In February, I wrote regarding the National Labor Relations Board’s (NLRB) recent decision in McLaren McComb on this blog. That decision held that an employer violated Section 8(a)(1) of the National Labor Relations Act by proffering severance agreements containing overly broad non-disparagement and confidentiality clauses. That decision has caused quite a bit of consternation on the part of employers (and their lawyers) as non-disparagement and confidentiality clauses have, since time in memoriam, in almost every employee severance agreement. Late last month the NLRB’s General Counsel (GC) issued memorandum GC 23-05 which sought to clarify some of the questions raised.
The GC made it clear that severance agreements are not banned and the finding of an objectionable provision will not render the entire agreement void, but we should take the NLRB at its word that it is firmly on the path of gutting non-disparagement and confidentiality clauses from severance agreements. Moreover, for all those who state, and somewhat correctly, that the NLRB does not necessarily focus on private employers without unions, the fact that the National Labor Relations Act (NLRA) does apply to all employers and the fact that the NLRB has spoken and has stated firmly that the NLRA is violated by such provisions, means it is only a matter of time before courts start rendering decisions consistent with that train of thought.
For the time being, the McClaren McComb decision applies to severance agreements offered to employees who have been separated from their employment and does not necessarily address such things as settlement of litigation. However, it can be safe to say that the vast majority of severance agreements are not involved in litigation, but rather, accommodate the needs of the employer and the employee when downsizing is appropriate.
Still, questions remain. For example, the NLRB’s “narrowly tailored” severance provisions will be found lawful but neither the decision nor a recent general counsel memo seeking to clarify the issue addresses what one would consider “narrowly tailored.” Further, retroactivity of the NLRB’s McClaren McComb decision is still a question. The recent GC memo interprets the decision to apply retroactively while reversing two prior decisions which employers have relied on for quite some time. Therefore, would a court agree to an expansive period of retroactivity?

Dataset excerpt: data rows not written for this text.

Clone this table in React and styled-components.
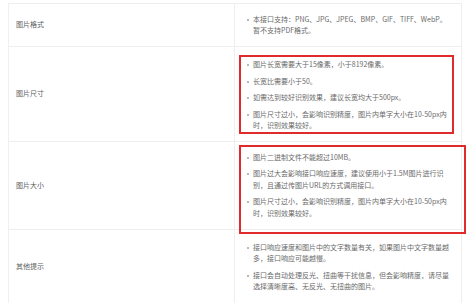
import styled, { createGlobalStyle } from "styled-components"

const GlobalStyle = createGlobalStyle`
    html, body {
        margin: 0;
        padding: 0;
        background: #fff;
    }
    body {
        font-family: "Noto Sans CJK SC", "Noto Sans", sans-serif;
        color: #555;
    }
`

const rows = [
    {
        label: '图片格式',
        h: 43,
        items: [
            ['本接口支持：PNG、JPG、JPEG、BMP、GIF、TIFF、WebP。', '暂不支持PDF格式。'],
        ],
    },
    {
        label: '图片尺寸',
        h: 95,
        shift: 3,
        mark: { top: 8, left: 4, w: 215, h: 79 },
        items: [
            ['图片长宽需要大于15像素，小于8192像素。'],
            ['长宽比需要小于50。'],
            ['如需达到较好识别效果，建议长宽均大于500px。'],
            ['图片尺寸过小，会影响识别精度，图片内单字大小在10-50px内', '时，识别效果较好。'],
        ],
    },
    {
        label: '图片大小',
        h: 88,
        mark: { top: 3, left: 4, w: 227, h: 89 },
        items: [
            ['图片二进制文件不能超过10MB。'],
            ['图片过大会影响接口响应速度，建议使用小于1.5M图片进行识', '别，且通过传图片URL的方式调用接口。'],
            ['图片尺寸过小，会影响识别精度，图片内单字大小在10-50px内', '时，识别效果较好。'],
        ],
    },
    {
        label: '其他提示',
        h: 75,
        items: [
            ['接口响应速度和图片中的文字数量有关，如果图片中文字数量越', '多，接口响应可能越慢。'],
            ['接口会自动处理反光、扭曲等干扰信息，但会影响精度，请尽量', '选择清晰度高、无反光、无扭曲的图片。'],
        ],
    },
]

export default function App() {
    return (
        <>
            <GlobalStyle />
            <Table>
                {rows.map(row => (
                    <Row key={row.label} $h={row.h}>
                        <Label>{row.label}</Label>
                        <Desc $shift={row.shift || 0}>
                            <List>
                                {row.items.map((lines, i) => (
                                    <Item key={i}>
                                        <Dot />
                                        <Text>
                                            {lines.map((line, j) => (
                                                <span key={j}>
                                                    {j > 0 && <br />}
                                                    {line}
                                                </span>
                                            ))}
                                        </Text>
                                    </Item>
                                ))}
                            </List>
                            {row.mark && (
                                <Mark
                                    $top={row.mark.top}
                                    $left={row.mark.left}
                                    $w={row.mark.w}
                                    $h={row.mark.h}
                                />
                            )}
                        </Desc>
                    </Row>
                ))}
            </Table>
        </>
    )
}

const Table = styled.div`
    margin: 3px 0 0 8px;
    width: 454px;
    box-sizing: border-box;
    border-top: 1px solid #eeeeee;
    border-left: 1px solid #f0f0f0;
    border-right: 1px solid #eeeeee;
`
const Row = styled.div`
    display: grid;
    grid-template-columns: 226px 1fr;
    min-height: ${p => p.$h}px;
    box-sizing: border-box;
    border-bottom: 1px solid #eeeeee;
`
const Label = styled.div`
    display: flex;
    align-items: center;
    padding-left: 7px;
    border-right: 1px solid #eeeeee;
    font-size: 7px;
    line-height: 11.5px;
    color: #606060;
`
const Desc = styled.div`
    position: relative;
    display: flex;
    align-items: center;
    padding: ${p => p.$shift}px 8px 0 12px;
`
const List = styled.ul`
    list-style: none;
    margin: 0;
    padding: 0;
    display: flex;
    flex-direction: column;
    gap: 5px;
`
const Item = styled.li`
    display: flex;
    align-items: flex-start;
    font-size: 7px;
    line-height: 11.5px;
    color: #6a6a6a;
    white-space: nowrap;
`
const Dot = styled.span`
    flex-shrink: 0;
    width: 2px;
    height: 2px;
    margin: 5px 4px 0 0;
    border-radius: 50%;
    background: #a0a0a0;
`
const Text = styled.span`
    display: block;
`
const Mark = styled.div`
    position: absolute;
    top: ${p => p.$top}px;
    left: ${p => p.$left}px;
    width: ${p => p.$w}px;
    height: ${p => p.$h}px;
    box-sizing: border-box;
    border: 2px solid #e12a2a;
    z-index: 2;
    pointer-events: none;
`
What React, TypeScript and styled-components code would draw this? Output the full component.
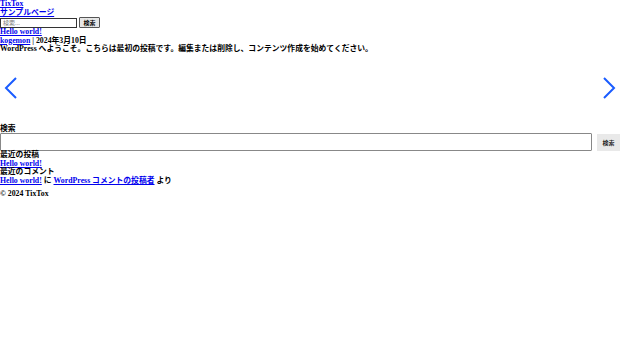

This leaves employers guessing as to what they can do to enforce provisions in the prior settlement agreements before the McClaren McComb decision and the general counsel’s memo.
The remaining question is what penalties apply to an employer where it is found that the employer utilized unlawful provisions in its severance agreement. Obviously, the removal of those provisions, generally bargained for knowingly and intelligently by both sides, would be a problem in and of itself. However, will there be other penalties and/or damages that can flow from the use of what has now been deemed to be unlawful language.
All this remains to be seen but much thought must go into how an employer can reasonably achieve its desire to have each side walk away — not to further disparage the other in the future — and have some semblance of confidentiality. The assumption that the employers have so much of an upper hand as to warrant governmental intrusion into the contracting practices of two capable parties makes further intervention almost guaranteed.